Survivor's Remorse Season 3: The Moment the Show Actually Found Its Soul

Survivor's Remorse Season 3: The Moment the Show Actually Found Its Soul

It’s hard to find a show that captures the weird, jagged reality of sudden wealth quite like this one. Honestly, by the time we got to Survivor's Remorse Season 3, the stakes had shifted from "new money" tropes to something much darker and more honest. If you’ve ever wondered why this Starz dramedy—produced by LeBron James and Maverick Carter—still gets talked about in barbershops and film schools years after it aired, you’ve gotta look at the third season. It stopped being a "basketball show" and became a masterclass in grief, ego, and the cost of the American Dream.

Cam Calloway is at the center of it all, of course. But in season three, he isn’t just a hotshot point guard dealing with a max contract. He’s a guy trying to keep his family from imploding while the ground shifts under his feet.

Dealing With the Uncle Julius Void

The biggest hurdle for the writers was massive. How do you move on without Mike Epps?

Uncle Julius was the heartbeat of the first two seasons. He was the comic relief, the unfiltered truth-teller, and the guy who kept the Calloways tethered to their Dorchester roots. When Epps left the show, Mike O'Malley and the writing team didn't just recast him or write him off with a throwaway line. They leaned into the tragedy. They killed him.
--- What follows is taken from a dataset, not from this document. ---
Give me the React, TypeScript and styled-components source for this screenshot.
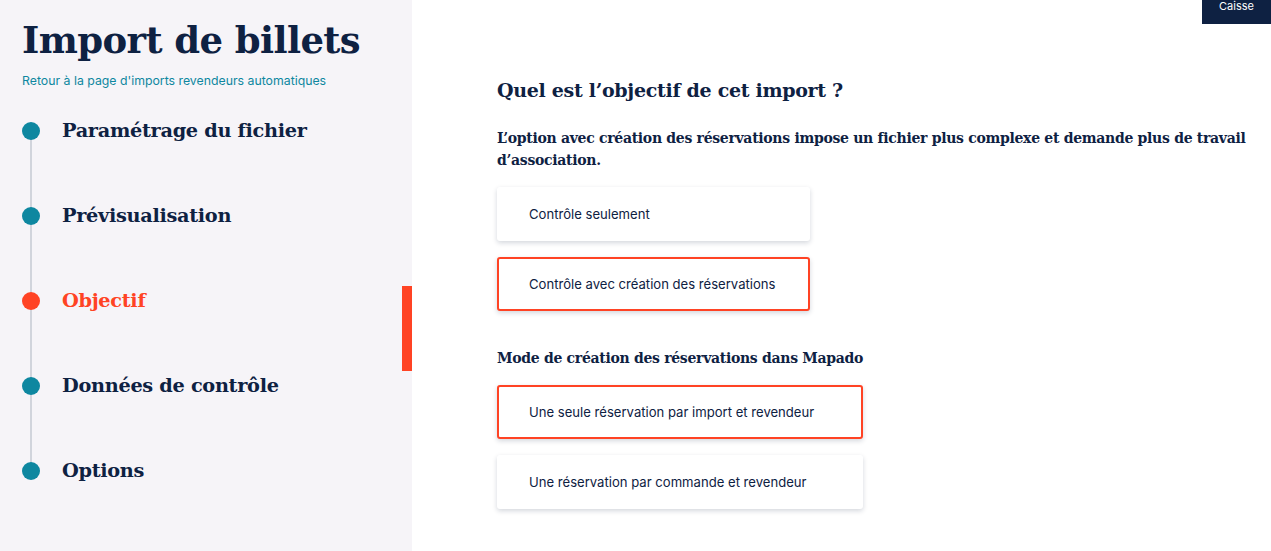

The season starts with the aftermath of that horrific car crash. It’s heavy.

Usually, sitcoms or even dramedies try to "return to status quo" after a few episodes. Not here. The loss of Julius defines every single character arc in Survivor's Remorse Season 3. You see Missy struggling with her place in the family hierarchy, and M-Chuck spiraling as she tries to figure out her own identity. It’s messy. It’s real. It basically forced the characters to grow up or get out.

Jesse T. Usher plays Cam with this simmering anxiety that feels so authentic. You can see him trying to be the "man of the house" while realizing he doesn't even know how to navigate his own career without the chaotic guidance of his uncle. It’s a lot for a kid from the projects to carry.

The M-Chuck Identity Crisis

If there is a standout performance in this stretch of episodes, it is Erica Ash as M-Chuck.

Wait. Let’s back up.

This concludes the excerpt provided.